Researching Public Law and Public Policy in the Public Interest

Fair housing under the Mt. Laurel doctrine is resurrected in New Jersey

On January 18th, days before the inauguration of President Donald Trump would unsettle expectations of HUD’s role in supporting federal fair housing, the New Jersey Supreme Court affirmed the vitality of the state’s own constitutional requirement that all municipalities provide their “fair share” of the regional need for affordable housing.  That constitutional requirement had been dead for 18 years, thanks to recalcitrance by the governor and the state regulatory body—the Council on Affordable Housing (COAH)—to decide rules for calculating each town’s housing obligations. 

It turns out the obligation was merely comatose, not dead, revived by last week’s decision.  There, the Supreme Court agreed with appellant Fair Share Housing Center’s arguments that the period of dormancy from 1999 to the present must be counted.  Numerous municipalities had sued for a court order (declaratory judgment) excluding that period from consideration, seeking to count only unmet housing need during the last calculation, present need and prospective housing need.  Fair Share Housing Centre argued that “pent-up” housing need during the 17 years in which the government failed to enforce the statutory obligations on towns could not be ignored.  The Supreme Court agreed.  Still remaining is the precise method for calculating that pent-up need.  Look for periodic data briefs in the coming months in which CLiME documents some of the critical housing-related changes that have hit New Jersey since 1999.

The latest Mt. Laurel decision is a victory for metropolitan equity of the highest order.  New Jersey is the third most racially segregated state in the nation, and economic segregation—at which the Mt.

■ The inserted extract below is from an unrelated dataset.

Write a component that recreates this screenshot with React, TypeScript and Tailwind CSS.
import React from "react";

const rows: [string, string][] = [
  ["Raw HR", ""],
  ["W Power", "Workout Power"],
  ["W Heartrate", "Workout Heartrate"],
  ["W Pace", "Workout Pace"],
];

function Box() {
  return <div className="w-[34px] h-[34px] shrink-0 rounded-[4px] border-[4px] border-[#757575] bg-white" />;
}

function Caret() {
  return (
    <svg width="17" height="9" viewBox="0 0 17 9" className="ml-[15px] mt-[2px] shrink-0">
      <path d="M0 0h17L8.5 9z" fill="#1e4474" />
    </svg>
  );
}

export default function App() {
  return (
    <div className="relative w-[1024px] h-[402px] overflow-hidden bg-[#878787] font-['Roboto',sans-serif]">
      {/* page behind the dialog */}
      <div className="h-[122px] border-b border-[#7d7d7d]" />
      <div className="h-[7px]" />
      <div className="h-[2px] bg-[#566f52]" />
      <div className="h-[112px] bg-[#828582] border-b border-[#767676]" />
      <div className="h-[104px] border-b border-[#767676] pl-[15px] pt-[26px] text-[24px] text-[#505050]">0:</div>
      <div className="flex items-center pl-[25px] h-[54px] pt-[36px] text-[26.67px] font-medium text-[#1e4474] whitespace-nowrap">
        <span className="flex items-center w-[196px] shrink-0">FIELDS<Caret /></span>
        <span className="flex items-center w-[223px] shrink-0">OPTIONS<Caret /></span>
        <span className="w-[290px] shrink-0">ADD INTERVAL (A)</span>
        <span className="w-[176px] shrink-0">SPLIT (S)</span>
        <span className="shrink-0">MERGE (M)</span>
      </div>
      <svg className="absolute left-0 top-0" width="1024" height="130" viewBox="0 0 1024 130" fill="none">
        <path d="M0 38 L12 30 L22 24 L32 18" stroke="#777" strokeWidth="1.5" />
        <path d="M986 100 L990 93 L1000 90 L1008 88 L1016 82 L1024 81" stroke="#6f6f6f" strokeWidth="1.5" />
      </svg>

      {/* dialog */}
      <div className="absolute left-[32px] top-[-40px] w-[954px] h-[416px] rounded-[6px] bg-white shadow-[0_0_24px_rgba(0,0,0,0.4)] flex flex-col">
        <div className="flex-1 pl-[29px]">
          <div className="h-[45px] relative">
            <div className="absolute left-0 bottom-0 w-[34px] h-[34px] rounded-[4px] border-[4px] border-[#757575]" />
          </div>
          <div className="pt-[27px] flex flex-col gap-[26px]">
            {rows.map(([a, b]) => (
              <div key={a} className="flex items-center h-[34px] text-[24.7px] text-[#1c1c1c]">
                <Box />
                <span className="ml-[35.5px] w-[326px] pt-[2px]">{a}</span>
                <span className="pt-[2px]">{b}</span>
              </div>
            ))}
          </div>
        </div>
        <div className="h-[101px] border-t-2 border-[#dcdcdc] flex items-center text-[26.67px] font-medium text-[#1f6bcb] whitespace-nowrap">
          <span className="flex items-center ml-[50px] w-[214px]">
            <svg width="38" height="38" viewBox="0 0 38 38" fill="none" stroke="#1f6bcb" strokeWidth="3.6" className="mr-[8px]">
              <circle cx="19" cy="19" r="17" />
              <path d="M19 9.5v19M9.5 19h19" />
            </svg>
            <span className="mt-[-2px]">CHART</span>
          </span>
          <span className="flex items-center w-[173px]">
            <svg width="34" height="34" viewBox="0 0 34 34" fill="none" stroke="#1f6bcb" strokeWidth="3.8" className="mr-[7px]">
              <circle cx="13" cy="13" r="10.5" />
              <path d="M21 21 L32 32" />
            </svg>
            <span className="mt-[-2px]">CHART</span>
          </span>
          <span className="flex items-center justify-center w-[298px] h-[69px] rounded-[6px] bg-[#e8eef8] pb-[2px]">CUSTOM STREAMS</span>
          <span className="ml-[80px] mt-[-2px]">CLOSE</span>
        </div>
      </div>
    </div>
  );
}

Laurel doctrine is aimed—closely tracks racial stratification.  The generation lost to government housing neglect included dynamic changes in immigration, a still-unresolved foreclosure crisis, widening wealth inequality, population growth, economic restructuring and, of course, the Great Recession.  Ignoring its effects on the regional need for fair housing was an appalling abdication of governmental and constitutional responsibility for the thousands of New Jersey households struggling with residential instability, a lack of housing choice and the resulting consequences for individual opportunity and mobility.  With the obligation restored, advocates have regained a tool—and municipalities have regained an incentive—to bring about greater regional balance and the collective economic benefits that flow from it.

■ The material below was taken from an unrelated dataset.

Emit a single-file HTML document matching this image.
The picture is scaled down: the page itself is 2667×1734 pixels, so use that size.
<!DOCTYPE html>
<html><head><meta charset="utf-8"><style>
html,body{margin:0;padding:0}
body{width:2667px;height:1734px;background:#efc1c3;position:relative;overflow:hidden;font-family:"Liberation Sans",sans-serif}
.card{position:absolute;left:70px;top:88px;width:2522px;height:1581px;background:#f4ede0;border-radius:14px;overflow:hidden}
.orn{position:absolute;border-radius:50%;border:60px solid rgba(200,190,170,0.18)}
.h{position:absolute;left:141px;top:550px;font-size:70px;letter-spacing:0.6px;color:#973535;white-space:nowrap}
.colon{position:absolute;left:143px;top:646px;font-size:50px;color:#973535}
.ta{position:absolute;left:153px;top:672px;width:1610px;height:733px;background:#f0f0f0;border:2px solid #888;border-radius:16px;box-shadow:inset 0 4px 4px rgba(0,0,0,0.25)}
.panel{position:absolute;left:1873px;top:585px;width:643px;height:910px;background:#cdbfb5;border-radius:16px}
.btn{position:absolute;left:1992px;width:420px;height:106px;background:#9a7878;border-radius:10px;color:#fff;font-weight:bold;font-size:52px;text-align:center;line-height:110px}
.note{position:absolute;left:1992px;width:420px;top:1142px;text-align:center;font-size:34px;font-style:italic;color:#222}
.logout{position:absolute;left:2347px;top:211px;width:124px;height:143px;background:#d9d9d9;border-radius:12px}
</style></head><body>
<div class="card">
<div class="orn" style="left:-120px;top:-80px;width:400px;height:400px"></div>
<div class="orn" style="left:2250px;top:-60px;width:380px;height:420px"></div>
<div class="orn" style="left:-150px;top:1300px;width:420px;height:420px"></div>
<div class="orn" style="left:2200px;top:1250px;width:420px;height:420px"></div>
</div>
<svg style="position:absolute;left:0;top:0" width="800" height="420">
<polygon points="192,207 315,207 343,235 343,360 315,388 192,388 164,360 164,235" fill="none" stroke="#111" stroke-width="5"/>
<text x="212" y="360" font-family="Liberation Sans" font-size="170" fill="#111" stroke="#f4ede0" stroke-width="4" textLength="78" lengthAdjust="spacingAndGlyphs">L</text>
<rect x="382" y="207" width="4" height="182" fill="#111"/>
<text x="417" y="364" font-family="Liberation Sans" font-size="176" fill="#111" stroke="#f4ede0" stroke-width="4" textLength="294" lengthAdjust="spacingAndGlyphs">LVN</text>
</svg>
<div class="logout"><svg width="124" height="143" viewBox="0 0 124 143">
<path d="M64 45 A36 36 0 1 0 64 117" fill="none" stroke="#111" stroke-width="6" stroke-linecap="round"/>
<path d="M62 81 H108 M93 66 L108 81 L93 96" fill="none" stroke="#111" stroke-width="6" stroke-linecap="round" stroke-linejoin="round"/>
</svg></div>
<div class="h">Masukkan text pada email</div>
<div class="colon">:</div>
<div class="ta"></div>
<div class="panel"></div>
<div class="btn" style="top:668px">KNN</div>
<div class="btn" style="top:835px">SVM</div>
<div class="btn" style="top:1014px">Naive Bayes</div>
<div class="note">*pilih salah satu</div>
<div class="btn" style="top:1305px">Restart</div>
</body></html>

The work is not over.  Cases will return to court.  The Mt. Laurel doctrine will remain an abstract puzzle of mathematical formulations, understood only through sophisticated expert analyses seemingly disconnected from the lives of people whose life chances are potentially bettered by wider, fairer housing choice.  Integrated living, a benefit many Americans have abandoned, is still a ways off.  But it got an important step closer to resurrection with last week’s New Jersey Supreme Court decision. 

Even amid dramatic national change, a lot about life is still local.